15:9 “As the Father has loved me, so have I loved you. Now remain in my love.”
15:10 “If you obey my commands, you will remain in my love, just as I have obeyed my Father’s commands and remain in his love.”
Jesus came to reveal how God loves. He came to show us the love of God and make a way for us to respond to Him because we love him. Maybe love still seems distant and theoretical to you like it did to me for so long. Spend some time in 1 John which is a letter essentially about the relationship between God’s love and ours. For me, the “hinge” that 1 John hangs on is 4:8-10…
Whoever does not love does not know God, because God is love. This is how God showed his love among us: He sent his one and only Son into the world that we might live through him. This is love: not that we loved God, but that he loved us and sent his Son as an atoning sacrifice for our sins.
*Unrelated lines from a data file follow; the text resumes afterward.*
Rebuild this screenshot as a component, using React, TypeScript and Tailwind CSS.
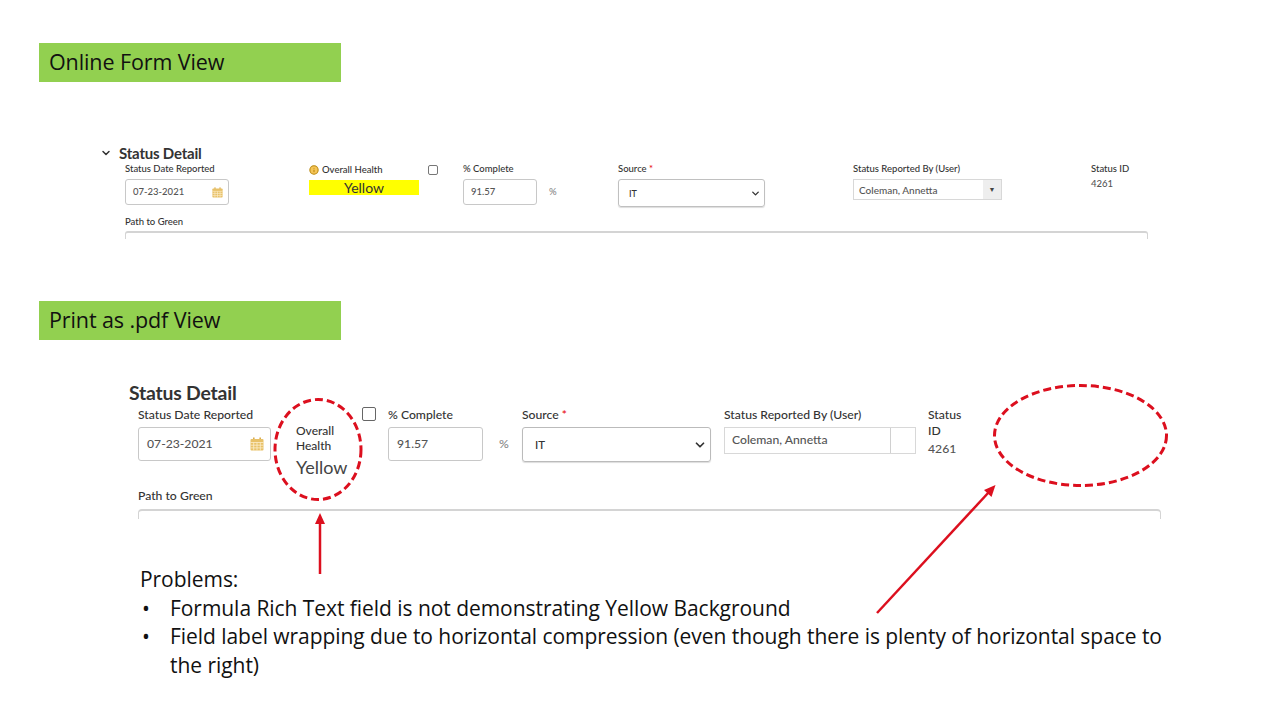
import { ChevronDown, Info } from "lucide-react";

const slideFont = { fontFamily: '"Open Sans", "Noto Sans", sans-serif' };

function Banner({ children }: { children: string }) {
  return (
    <div className="ml-[39px] flex h-[39px] w-[302px] items-center bg-[#92d050] pl-[10px] text-[21.5px] tracking-[-0.1px] text-[#111]">
      {children}
    </div>
  );
}

// gold calendar with a white grid, lucide's is only an outline
function Cal({ size }: { size: number }) {
  return (
    <svg width={size} height={size} viewBox="0 0 14 14" aria-hidden="true">
      <rect x="3" y="0.5" width="1.6" height="3" fill="#d9ac4f" />
      <rect x="9.4" y="0.5" width="1.6" height="3" fill="#d9ac4f" />
      <rect x="0.5" y="2" width="13" height="11.500" rx="1" fill="#e8c168" />
      <path d="M0.5 5.5H13.500M0.5 8.200H13.500M0.5 10.900H13.500M3.700 5.500V13.500M7 5.500V13.500M10.300 5.500V13.500" stroke="#fbeecb" strokeWidth="0.8" />
    </svg>
  );
}

function OnlineForm() {
  return (
    <div className="ml-[100px] mt-[62px] h-[95px] overflow-hidden font-['Lato',sans-serif] text-[#333]">
      <div className="flex h-[18px] items-center">
        <ChevronDown size={12} strokeWidth={3} className="text-[#333]" />
        <h2 className="ml-[7px] text-[15px] font-bold leading-none tracking-[-0.2px]">Status Detail</h2>
      </div>
      <div className="ml-[25px] flex text-[9.5px] font-medium leading-none">
        <div className="w-[184px]">
          <p className="mt-[2px] h-[12px]">Status Date Reported</p>
          <div className="mt-[3px] flex h-[26px] w-[104px] items-center justify-between rounded-[3px] border border-[#c8c8c8] pl-[7px] pr-[5px] text-[#555]">
            07-23-2021
            <Cal size={11} />
          </div>
        </div>
        <div className="w-[154px]">
          <div className="mt-[1px] flex h-[13px] items-center">
            <Info size={10} strokeWidth={2.5} className="fill-[#f5c558] text-[#b8860b]" />
            <span className="ml-[3px] w-[106px]">Overall Health</span>
            <span className="h-[10px] w-[10px] rounded-[2px] border border-[#777]" />
          </div>
          <div className="mt-[4px] flex h-[15px] w-[110px] items-center justify-center bg-[#ffff00] text-[14px] font-normal">
            Yellow
          </div>
        </div>
        <div className="w-[155px]">
          <p className="mt-[2px] h-[12px]">% Complete</p>
          <div className="mt-[3px] flex items-center">
            <div className="flex h-[26px] w-[74px] items-center rounded-[3px] border border-[#c8c8c8] pl-[7px] text-[#555]">91.57</div>
            <span className="ml-[12px] text-[#888]">%</span>
          </div>
        </div>
        <div className="w-[235px]">
          <p className="mt-[2px] h-[12px]">
            Source <span className="text-red-600">*</span>
          </p>
          <div className="mt-[3px] flex h-[28px] w-[147px] items-center justify-between rounded-[3px] border border-[#c0c0c0] pl-[10px] pr-[3px] text-[9px] shadow-[0_1px_1px_#ddd]">
            IT
            <ChevronDown size={11} strokeWidth={3} />
          </div>
        </div>
        <div className="w-[238px]">
          <p className="mt-[2px] h-[12px]">Status Reported By (User)</p>
          <div className="mt-[3px] flex h-[21px] w-[149px] items-center border border-[#d8d8d8] pl-[5px] text-[10px] text-[#555]">
            <span className="flex-1">Coleman, Annetta</span>
            <span className="flex h-full w-[18px] items-center justify-center bg-[#eee] text-[7px] text-[#444]">▼</span>
          </div>
        </div>
        <div>
          <p className="mt-[2px] h-[12px]">Status ID</p>
          <p className="mt-[3px] text-[#555]">4261</p>
        </div>
      </div>
      <p className="ml-[25px] mt-[10px] text-[9.5px] font-medium leading-none">Path to Green</p>
      <div className="ml-[25px] mt-[4px] h-[20px] w-[1023px] rounded-t-[3px] border-x border-t-2 border-[#d4d4d4]" />
    </div>
  );
}

function PrintForm() {
  return (
    <div className="ml-[129px] mt-[41px] h-[138px] overflow-hidden font-['Lato',sans-serif] text-[#333]">
      <h2 className="mb-[-2px] h-[24px] text-[19.4px] font-bold leading-[24px] tracking-[-0.2px]">Status Detail</h2>
      <div className="ml-[9px] flex text-[12.2px] font-medium leading-none">
        <div className="w-[158px]">
          <p className="mt-[6px] h-[14px]">Status Date Reported</p>
          <div className="mt-[4px] flex h-[34px] w-[133px] items-center justify-between rounded-[3px] border border-[#c8c8c8] pl-[8px] pr-[6px] text-[#555]">
            07-23-2021
            <Cal size={14} />
          </div>
        </div>
        <div className="w-[66px]">
          <div className="mt-[20px] text-[12px] leading-[15px]">
            Overall
            <br />
            Health
          </div>
          <div className="mt-[3px] text-[18px] font-normal leading-[22px] text-[#444]">Yellow</div>
        </div>
        <div className="w-[26px]">
          <span className="mt-[4px] block h-[14px] w-[14px] rounded-[2px] border border-[#666]" />
        </div>
        <div className="w-[134px]">
          <p className="mt-[6px] h-[14px]">% Complete</p>
          <div className="mt-[4px] flex items-center">
            <div className="flex h-[34px] w-[95px] items-center rounded-[3px] border border-[#c8c8c8] pl-[8px] text-[#555]">91.57</div>
            <span className="ml-[16px] text-[#888]">%</span>
          </div>
        </div>
        <div className="w-[202px]">
          <p className="mt-[6px] h-[14px]">
            Source <span className="text-red-600">*</span>
          </p>
          <div className="mt-[4px] flex h-[35px] w-[189px] items-center justify-between rounded-[3px] border border-[#bbb] pl-[12px] pr-[3px] text-[11.5px] shadow-[0_1px_1px_#ddd]">
            IT
            <ChevronDown size={14} strokeWidth={3} />
          </div>
        </div>
        <div className="w-[204px]">
          <p className="mt-[6px] h-[14px]">Status Reported By (User)</p>
          <div className="mt-[4px] flex h-[27px] w-[192px] items-center border border-[#d8d8d8] pl-[7px] text-[#555]">
            <span className="flex-1">Coleman, Annetta</span>
            <span className="h-full w-[25px] border-l border-[#d0d0d0]" />
          </div>
        </div>
        <div>
          <p className="mt-[4px] w-[40px] leading-[16px]">Status ID</p>
          <p className="mt-[4px] text-[#555]">4261</p>
        </div>
      </div>
      <p className="ml-[9px] mt-[12px] text-[12.2px] font-medium leading-none">Path to Green</p>
      <div className="ml-[9px] mt-[7px] h-[20px] w-[1023px] rounded-t-[4px] border-x border-t-2 border-[#d4d4d4]" />
    </div>
  );
}

// red call-outs drawn over the slide
function Annotations() {
  return (
    <svg className="absolute left-0 top-0" width={1280} height={720} fill="none" stroke="#dc0f1e" aria-hidden="true">
      <ellipse cx={318} cy={449.5} rx={43} ry={50} strokeWidth={3} strokeDasharray="8 4" />
      <ellipse cx={1080.5} cy={435.5} rx={86} ry={50} strokeWidth={3} strokeDasharray="8 4" />
      <path d="M320 574V522" strokeWidth={2.5} />
      <path d="M320 513l-5 11h10z" fill="#dc0f1e" stroke="none" />
      <path d="M877 613L989 492" strokeWidth={2.5} />
      <path d="M995.500 485l-11.500 5 7.500 7z" fill="#dc0f1e" stroke="none" />
    </svg>
  );
}

export default function App() {
  return (
    <div className="relative h-[720px] w-[1280px] overflow-hidden bg-white pt-[43px]" style={slideFont}>
      <Banner>Online Form View</Banner>
      <OnlineForm />
      <div className="mt-[62px]">
        <Banner>Print as .pdf View</Banner>
      </div>
      <PrintForm />
      <div className="ml-[140px] mt-[46px] w-[1040px] text-[21px] leading-[28.5px] tracking-[-0.05px] text-[#111]">
        <p>Problems:</p>
        <ul>
          <li className="flex">
            <span className="w-[30px] pl-[2px]">•</span>
            <span className="flex-1">Formula Rich Text field is not demonstrating Yellow Background</span>
          </li>
          <li className="flex">
            <span className="w-[30px] pl-[2px]">•</span>
            <span className="flex-1">
              Field label wrapping due to horizontal compression (even though there is plenty of horizontal space to the right)
            </span>
          </li>
        </ul>
      </div>
      <Annotations />
    </div>
  );
}
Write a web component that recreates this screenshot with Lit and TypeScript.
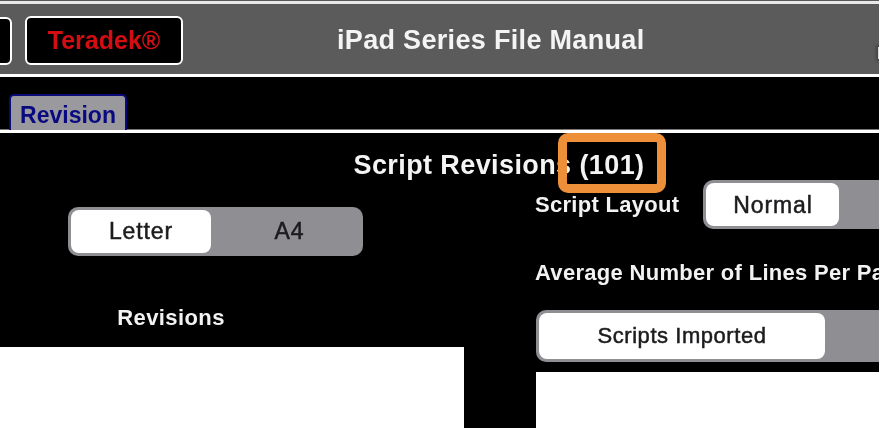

Everything is built on the love of God. His justice, his grace, his wrath, his goodness; it is all built on love. This is where our adversary, the devil has deliberately focused his attack. I don’t believe the devil’s primary aim is to convince people that God doesn’t exist. All the devil desires to do is to call into question whether God is loving, trustworthy and good. If he is not those three things, then not believing in God is a consequence since no one would want to believe in a God who is not those three things.
I am currently at a base for Chaplain training down in Kentucky and this lesson on love is one I am passing on to the Cadets that I have been given opportunity to serve. It is a lesson that we must relearn and remember often. The challenge I gave the Cadets is to grow in your knowledge of God’s love by mediating on Scripture and focusing on Jesus, the eternal Word. It would be an awful thing to go through life and miss the love of God for beyond love only wrath and judgment remain (see John 3:17-19). Since my first memories of hearing about Jesus, I have never been more in love with my Lord and my God, Jesus Christ. The only reason for this is because I am understanding more and more the extent to which God first loved me and what that cost Him.
Grow in the love of Christ so that same love may pour into the people around you!!!